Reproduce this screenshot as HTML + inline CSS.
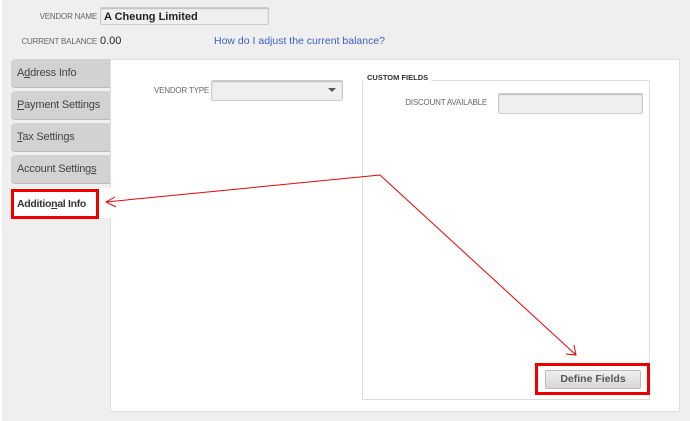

--

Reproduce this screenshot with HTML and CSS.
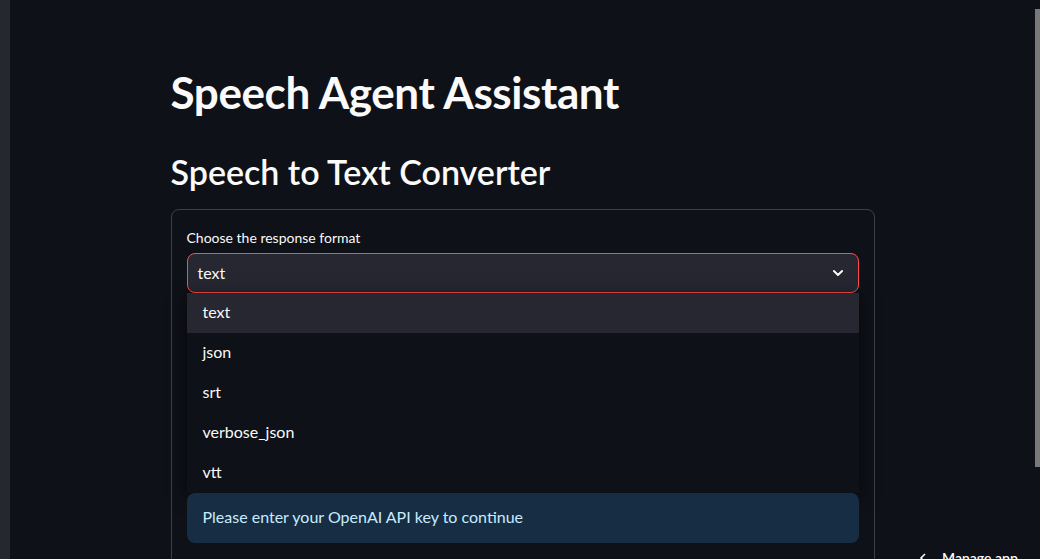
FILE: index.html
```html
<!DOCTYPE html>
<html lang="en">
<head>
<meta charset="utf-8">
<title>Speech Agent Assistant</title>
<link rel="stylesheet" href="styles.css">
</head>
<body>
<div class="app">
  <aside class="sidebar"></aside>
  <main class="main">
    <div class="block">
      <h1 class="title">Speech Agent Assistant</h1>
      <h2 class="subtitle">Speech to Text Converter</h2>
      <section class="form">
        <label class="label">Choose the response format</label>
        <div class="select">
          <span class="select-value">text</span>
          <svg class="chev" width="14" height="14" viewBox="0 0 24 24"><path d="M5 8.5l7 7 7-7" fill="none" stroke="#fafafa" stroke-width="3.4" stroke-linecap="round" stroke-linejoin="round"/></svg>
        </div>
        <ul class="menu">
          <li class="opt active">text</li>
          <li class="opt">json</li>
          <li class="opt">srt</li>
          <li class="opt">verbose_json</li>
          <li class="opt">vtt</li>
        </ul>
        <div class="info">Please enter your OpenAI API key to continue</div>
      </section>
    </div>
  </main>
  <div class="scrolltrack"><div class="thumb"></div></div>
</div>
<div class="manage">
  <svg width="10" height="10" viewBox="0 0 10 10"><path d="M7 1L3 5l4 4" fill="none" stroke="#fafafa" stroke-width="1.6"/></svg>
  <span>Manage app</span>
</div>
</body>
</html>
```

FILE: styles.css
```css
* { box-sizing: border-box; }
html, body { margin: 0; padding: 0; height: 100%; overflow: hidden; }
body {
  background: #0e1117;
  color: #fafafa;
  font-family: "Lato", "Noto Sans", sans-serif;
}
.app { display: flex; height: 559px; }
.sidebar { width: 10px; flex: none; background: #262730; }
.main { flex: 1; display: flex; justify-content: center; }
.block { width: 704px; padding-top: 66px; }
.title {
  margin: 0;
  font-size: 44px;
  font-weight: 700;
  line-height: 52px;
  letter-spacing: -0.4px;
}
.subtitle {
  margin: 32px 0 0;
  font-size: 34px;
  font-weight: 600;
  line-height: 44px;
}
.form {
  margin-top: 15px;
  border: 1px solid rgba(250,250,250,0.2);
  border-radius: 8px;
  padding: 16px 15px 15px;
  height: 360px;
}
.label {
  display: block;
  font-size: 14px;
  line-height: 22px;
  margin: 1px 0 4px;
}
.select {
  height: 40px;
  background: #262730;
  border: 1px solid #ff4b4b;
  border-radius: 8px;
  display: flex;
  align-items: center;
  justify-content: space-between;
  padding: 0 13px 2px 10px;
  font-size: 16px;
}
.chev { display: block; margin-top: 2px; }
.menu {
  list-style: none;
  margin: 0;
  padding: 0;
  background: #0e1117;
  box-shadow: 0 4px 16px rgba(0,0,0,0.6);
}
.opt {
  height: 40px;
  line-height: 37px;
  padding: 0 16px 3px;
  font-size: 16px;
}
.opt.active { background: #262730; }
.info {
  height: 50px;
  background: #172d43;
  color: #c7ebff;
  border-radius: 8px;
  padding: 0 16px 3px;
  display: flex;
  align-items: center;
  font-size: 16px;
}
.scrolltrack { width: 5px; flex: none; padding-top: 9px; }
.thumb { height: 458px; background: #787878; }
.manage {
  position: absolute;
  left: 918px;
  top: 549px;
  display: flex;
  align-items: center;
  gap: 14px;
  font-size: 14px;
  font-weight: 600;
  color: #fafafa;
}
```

- **What you need to do**
Extract all lines from the material above that include the word "this".

- **Finished exercise**
Reproduce this screenshot as HTML + inline CSS.
Reproduce this screenshot with HTML and CSS.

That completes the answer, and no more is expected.